Monday, December 5, 2011

MIRACLE ON SOUTHWEST BOULEVARD by Cindi Hemm with Katie Hemm Kinder


Miracle on Southwest Boulevard is a 2011 book by Cindi Hemm (with her daughter, Katie Hemm Kinder), about high-poverty, urban Eugene Field Elementary School in Tulsa, Oklahoma.

When Cindi Hemm took over as principal of Eugene Field in 2003, it was in atrocious condition and had the worst test scores in the state. Within a few years, test scores were in the top ten percent for the state, enrollment increased, problems decreased, and the school became a service-oriented community hub. It’s an amazing story.
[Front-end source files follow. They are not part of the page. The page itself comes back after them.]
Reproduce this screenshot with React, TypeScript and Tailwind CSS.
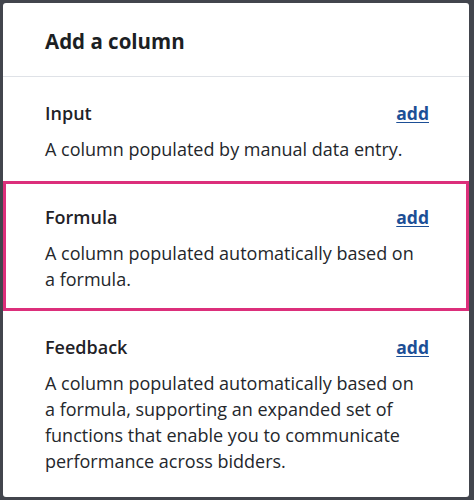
import React from "react";

const sections = [
  { title: "Input", desc: "A column populated by manual data entry.", active: false },
  { title: "Formula", desc: "A column populated automatically based on a formula.", active: true },
  {
    title: "Feedback",
    desc: "A column populated automatically based on a formula, supporting an expanded set of functions that enable you to communicate performance across bidders.",
    active: false,
  },
];

export default function App() {
  return (
    <div
      className="w-[474px] h-[500px] bg-[#42454d] pl-[3px] pr-[5px] pt-[3px] pb-[3px]"
      style={{ fontFamily: '"Open Sans", "Noto Sans", sans-serif' }}
    >
      <div className="h-full bg-white rounded-[3px] flex flex-col overflow-hidden">
        <div className="h-[74px] flex items-center pl-[42px] pt-[3px] border-b border-[#dfe2e7]">
          <h1 className="text-[20.5px] font-bold text-[#1c1f24]">Add a column</h1>
        </div>
        {sections.map((s) => (
          <div
            key={s.title}
            className={
              "pl-[42px] pr-[40px] pt-[23px] pb-[19px] " +
              (s.active ? "ring-[3px] ring-inset ring-[#dc2f7b]" : "")
            }
          >
            <div className="flex items-center justify-between h-[26px]">
              <span className="text-[18px] font-semibold text-[#1f2227]">{s.title}</span>
              <a href="#" className="text-[17.5px] font-bold text-[#1d4f96] underline underline-offset-2 decoration-1">
                add
              </a>
            </div>
            <p className="mt-[10px] text-[18px] leading-[26px] text-[#24272c] mr-[4px]">{s.desc}</p>
          </div>
        ))}
      </div>
    </div>
  );
}
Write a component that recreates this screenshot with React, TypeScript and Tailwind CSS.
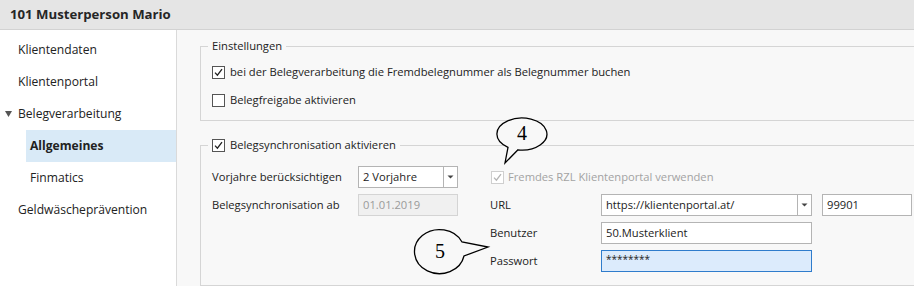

It’s the sort of thing Hollywood makes feel-good movies about.

These changes occurred because of reforms Hemm instituted within the school (requiring uniforms, teaching to the test, and so forth), but much more because of Hemm’s active recruitment of outside help. While some volunteered, Hemm enlisted the help of churches, businesses, and individuals to invest time and money in the school and in its children. This is the inspiring part of the story: how the greater Tulsa community turned Eugene Field into a place that could, in turn, serve its community.

Hemm’s leadership, resourcefulness, and dedication are impressive. She credits faith in God for much of what takes place, yet at the same time she celebrates how she frequently circumvents school administration to do what she wants – she calls this “positive deviance” – and recommends this practice to other educators. Whether the reader agrees with this or not, Hemm certainly seems like an interesting person. (As an aside, the reader may feel that in this book, Hemm is tooting her own horn; that’s fair, but it really doesn’t feel intentional.)  

Hemm’s writing is highly informal; it’s beyond conversational, somewhere on the level of a personal email. It reads almost like a novel, although it’s often stilted and sometimes doesn’t flow well. Also, Hemm. Emphasizes. Points. Like. This. She tells her story anecdotally and thematically rather than chronologically, and in any given chapter, it can frequently be difficult to determine at what point in the process a particular thing occurred. The book (which was self-published through Thomas Nelson) is horrifically mispunctuated and filled with typos (even on the back cover). It looks like it received zero copy-editing. Yet for all its flaws, the book never fails to be interesting, although you definitely expect a better-written book from a professional educator.

Eugene Field Elementary School’s turnaround is a great story, and as such, Miracle on Southwest Boulevard is worth a read. But the school’s story deserves a better book than this.